CAPÍTULO 3 - ALTERAÇÕES NAS OBRAS
O estádio corintiano encareceu. A diretoria quis construir o setor Oeste todo de mármore, um luxo, apontado na época. O espaço onde ficaria a imprensa mudou de lugar durante a obra. Foram feitas adaptações. Mais gastos. Tudo isso encareceu a construção. Os custos saíram de um controle comum. A Odebrecht passou a fazer as suas contas. O Corinthians, a dele. A Caixa deixou de receber.
CAPÍTULO 4 - AMEAÇA DE CALOTE
A Arena ficou pronta depois do previsto, mas a tempo de receber a Copa do Mundo. A partir daí começaram as discussões do valor total da dívida. O clube precisava da liberação dos CIDs, tinha o compromisso com a Caixa e ainda ouvia da Odebrecht que a conta havia ficado mais alta. Um fundo foi criado para administrar a arena. Nele estavam presentes Corinthians e Odebrecht. Entre março de 2016 e agosto de 2017, o Corinthians deixou de pagar as parcelas para a Caixa. Tudo ficou fora de controle. Em dezembro de 2017, o Corinthians informou que voltou a pagar o financiamento. São R$ 6 milhões por mês. O dinheiro vem da bilheteria dos jogos: 70%. O Corinthians faz, em média, R$ 2 milhões por partida.

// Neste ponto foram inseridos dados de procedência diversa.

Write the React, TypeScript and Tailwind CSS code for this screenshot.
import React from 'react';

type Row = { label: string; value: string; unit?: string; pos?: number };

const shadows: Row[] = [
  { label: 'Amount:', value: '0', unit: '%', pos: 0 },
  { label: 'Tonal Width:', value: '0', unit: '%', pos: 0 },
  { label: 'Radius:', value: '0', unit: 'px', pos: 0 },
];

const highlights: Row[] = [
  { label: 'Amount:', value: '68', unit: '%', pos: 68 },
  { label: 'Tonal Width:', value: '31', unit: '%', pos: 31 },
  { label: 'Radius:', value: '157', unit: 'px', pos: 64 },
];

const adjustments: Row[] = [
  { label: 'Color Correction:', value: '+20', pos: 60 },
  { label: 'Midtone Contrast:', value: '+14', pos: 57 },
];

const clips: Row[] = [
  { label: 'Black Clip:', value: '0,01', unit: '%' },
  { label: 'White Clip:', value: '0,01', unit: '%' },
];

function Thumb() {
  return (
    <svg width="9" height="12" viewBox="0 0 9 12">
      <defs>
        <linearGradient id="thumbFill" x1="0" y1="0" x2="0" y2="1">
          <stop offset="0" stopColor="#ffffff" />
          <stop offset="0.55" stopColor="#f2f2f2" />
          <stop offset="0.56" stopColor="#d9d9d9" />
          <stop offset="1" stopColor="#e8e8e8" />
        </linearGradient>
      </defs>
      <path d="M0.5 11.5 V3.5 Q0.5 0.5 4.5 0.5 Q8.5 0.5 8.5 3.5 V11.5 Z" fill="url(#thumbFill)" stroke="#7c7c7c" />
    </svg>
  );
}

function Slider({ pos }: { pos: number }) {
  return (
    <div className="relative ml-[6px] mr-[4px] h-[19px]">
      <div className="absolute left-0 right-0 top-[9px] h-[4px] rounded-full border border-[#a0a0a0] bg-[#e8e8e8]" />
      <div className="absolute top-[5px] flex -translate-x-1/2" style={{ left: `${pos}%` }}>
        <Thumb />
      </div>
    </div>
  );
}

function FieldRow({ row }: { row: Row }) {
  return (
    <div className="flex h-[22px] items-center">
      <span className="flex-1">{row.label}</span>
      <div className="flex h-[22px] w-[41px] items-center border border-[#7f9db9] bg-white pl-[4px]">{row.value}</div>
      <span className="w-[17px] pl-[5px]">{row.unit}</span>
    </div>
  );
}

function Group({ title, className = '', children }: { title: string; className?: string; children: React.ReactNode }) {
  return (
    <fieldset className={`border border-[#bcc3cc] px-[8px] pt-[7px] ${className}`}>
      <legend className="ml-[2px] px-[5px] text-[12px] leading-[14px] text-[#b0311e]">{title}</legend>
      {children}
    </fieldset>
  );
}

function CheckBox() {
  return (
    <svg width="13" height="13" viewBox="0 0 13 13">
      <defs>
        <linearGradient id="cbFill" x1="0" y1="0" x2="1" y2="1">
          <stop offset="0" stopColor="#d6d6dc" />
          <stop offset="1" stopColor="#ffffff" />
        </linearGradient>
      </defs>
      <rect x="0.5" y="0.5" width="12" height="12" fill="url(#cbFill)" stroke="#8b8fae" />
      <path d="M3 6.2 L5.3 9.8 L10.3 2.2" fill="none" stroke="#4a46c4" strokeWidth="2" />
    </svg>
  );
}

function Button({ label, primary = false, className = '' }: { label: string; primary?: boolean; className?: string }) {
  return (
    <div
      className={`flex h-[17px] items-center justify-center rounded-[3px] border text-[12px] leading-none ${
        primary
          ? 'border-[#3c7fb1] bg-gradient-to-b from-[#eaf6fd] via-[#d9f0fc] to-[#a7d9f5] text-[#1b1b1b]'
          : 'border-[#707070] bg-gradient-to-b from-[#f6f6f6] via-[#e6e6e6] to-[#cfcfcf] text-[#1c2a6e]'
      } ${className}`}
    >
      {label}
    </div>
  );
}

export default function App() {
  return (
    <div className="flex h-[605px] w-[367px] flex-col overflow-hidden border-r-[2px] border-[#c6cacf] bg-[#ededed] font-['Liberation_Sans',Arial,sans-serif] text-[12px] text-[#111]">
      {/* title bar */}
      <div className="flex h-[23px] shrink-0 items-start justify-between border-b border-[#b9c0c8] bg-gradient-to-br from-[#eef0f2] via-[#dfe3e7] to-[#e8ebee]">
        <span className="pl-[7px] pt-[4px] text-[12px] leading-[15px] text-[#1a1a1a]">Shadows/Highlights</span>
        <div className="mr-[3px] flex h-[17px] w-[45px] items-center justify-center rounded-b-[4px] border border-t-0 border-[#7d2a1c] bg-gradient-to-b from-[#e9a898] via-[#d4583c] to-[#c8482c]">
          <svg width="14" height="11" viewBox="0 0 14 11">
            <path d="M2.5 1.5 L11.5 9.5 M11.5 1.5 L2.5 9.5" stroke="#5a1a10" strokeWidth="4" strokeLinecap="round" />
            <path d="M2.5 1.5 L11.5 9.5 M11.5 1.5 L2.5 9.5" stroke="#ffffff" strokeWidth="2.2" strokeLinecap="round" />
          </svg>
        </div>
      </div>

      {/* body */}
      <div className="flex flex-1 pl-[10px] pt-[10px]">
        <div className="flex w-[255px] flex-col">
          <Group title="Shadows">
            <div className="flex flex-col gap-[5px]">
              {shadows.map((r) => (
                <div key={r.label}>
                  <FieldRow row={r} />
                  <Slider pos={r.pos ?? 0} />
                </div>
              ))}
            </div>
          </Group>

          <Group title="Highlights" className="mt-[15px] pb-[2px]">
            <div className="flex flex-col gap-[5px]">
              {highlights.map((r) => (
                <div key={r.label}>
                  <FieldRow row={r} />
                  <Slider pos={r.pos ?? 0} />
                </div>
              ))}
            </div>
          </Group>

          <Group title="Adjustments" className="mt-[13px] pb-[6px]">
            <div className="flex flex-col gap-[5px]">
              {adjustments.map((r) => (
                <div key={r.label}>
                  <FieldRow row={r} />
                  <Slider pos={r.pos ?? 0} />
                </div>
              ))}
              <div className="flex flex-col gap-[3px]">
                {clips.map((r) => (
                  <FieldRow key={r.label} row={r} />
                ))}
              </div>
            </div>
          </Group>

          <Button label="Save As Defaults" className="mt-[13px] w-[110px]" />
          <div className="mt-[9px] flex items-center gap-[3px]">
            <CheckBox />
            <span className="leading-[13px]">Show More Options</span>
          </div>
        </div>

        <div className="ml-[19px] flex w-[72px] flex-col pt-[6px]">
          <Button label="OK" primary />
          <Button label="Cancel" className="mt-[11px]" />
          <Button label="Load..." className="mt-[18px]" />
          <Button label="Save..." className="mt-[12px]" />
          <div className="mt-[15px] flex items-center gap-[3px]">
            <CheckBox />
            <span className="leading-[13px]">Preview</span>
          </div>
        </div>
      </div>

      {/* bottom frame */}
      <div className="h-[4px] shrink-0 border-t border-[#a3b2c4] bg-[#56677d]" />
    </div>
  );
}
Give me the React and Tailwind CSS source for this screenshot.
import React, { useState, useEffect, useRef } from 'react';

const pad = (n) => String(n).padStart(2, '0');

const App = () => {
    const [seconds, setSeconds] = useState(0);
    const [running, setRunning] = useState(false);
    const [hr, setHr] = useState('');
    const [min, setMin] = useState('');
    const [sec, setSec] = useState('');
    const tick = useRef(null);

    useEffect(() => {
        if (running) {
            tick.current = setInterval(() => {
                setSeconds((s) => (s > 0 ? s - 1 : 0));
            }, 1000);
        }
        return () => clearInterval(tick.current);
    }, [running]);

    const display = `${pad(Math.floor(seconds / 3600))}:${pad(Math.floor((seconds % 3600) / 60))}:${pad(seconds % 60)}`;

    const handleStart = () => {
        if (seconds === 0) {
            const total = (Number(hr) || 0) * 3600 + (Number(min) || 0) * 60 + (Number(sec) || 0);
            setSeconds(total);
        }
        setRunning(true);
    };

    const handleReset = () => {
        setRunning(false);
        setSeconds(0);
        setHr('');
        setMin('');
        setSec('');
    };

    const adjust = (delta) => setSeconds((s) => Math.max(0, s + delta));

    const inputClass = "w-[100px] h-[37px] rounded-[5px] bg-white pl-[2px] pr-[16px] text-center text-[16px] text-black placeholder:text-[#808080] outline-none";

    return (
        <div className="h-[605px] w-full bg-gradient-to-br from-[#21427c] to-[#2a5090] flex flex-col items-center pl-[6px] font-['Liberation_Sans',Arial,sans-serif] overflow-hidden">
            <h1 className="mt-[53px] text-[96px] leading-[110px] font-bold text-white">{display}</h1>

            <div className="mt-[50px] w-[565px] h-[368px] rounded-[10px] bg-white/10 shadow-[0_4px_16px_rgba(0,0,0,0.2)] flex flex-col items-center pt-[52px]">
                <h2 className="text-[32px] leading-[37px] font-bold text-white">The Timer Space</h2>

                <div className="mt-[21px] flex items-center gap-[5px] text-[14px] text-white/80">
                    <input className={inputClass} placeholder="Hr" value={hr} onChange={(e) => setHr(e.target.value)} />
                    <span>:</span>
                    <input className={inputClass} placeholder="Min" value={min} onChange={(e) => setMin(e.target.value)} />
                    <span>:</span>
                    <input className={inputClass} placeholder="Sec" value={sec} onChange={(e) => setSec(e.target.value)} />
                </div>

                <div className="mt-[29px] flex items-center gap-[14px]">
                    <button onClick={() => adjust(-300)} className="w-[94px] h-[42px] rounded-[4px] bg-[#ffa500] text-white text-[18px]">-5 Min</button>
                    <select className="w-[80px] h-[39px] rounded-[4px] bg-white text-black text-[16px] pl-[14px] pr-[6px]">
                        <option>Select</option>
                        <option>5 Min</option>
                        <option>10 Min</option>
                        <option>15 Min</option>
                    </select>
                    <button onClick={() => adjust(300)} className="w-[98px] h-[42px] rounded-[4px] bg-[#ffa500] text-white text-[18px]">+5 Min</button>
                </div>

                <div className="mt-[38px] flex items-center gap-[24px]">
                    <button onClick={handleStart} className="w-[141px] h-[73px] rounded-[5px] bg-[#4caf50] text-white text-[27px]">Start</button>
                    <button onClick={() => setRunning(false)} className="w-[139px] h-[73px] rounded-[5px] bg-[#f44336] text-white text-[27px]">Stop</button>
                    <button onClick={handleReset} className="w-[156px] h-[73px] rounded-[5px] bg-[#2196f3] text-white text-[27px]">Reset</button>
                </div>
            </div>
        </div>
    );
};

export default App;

CAPÍTULO 5 - A VOLTA DE ANDRÉS SÁNCHEZ
Andrés Sanchez retornou à presidência no início do ano passado com a principal missão de pagar a Arena. O primeiro passo foi renegociar a dívida com a Caixa. Ficou estabelecido verbalmente que o Fundo pagaria parcelas de R$ 6 milhões entre fevereiro e outubro e nos outros quatro meses o valor seria reduzido para R$ 2,5 milhões. A explicação para essa redução, aceita pela Caixa, era o calendário menor, de menos partidas.
CAPÍTULO 6 - A ODEBRECHT
Os CIDs passaram a ser liberados em parcelas anuais pela Prefeitura de São Paulo. Faltava chegar a um acordo com a Odebrecht. Em junho, a Caixa executou a dívida da Odebrecht referente a R$ 627 milhões de debêntures que ajudariam no pagamento da construção do estádio. Debêntures são títulos de dívida que uma empresa lança no mercado para captar dinheiro. Quem compra se tornar credor. Dias depois da execução, um dos braços da empresa entrou em processo de recuperação judicial. Ao mesmotempo, a Odebrecht achava que tinha de receber do Corinthians R$ 800 milhões além do que seria repassado via CID. Andrés esbravejou e disse que o Corinthians pagaria só o financiamento e os CIDs. Em agosto, o presidente reuniu o Conselho Deliberativo do clube para informar que havia feito um acordo. Pagaria mais R$ 160 milhões para a Odebrecht.
CAPÍTULO 7 - AS DÍVIDAS
O Corinthians já pagou cerca de R$ 160 milhões até agora em financiamento para a Caixa. O valor vem de cerca de 75% da bilheteria, além das novas formas que o clube busca de arrecadação. Ações são feitas dentro do próprio estádio. Faltam cerca de R$ 450 milhões do financiamento, que é o que a Caixa está cobrando. De CIDs, incluindo os juros, deve haver uma arrecadação total de R$ 480 milhões - há um saldo de R$ 380 milhões ainda disponível que deve ser adquirido 100% pela Odebrecht. Por fim, os R$ 160 milhões a mais do acordo costurado com a Odebrecht. O Corinthians não tem esse dinheiro.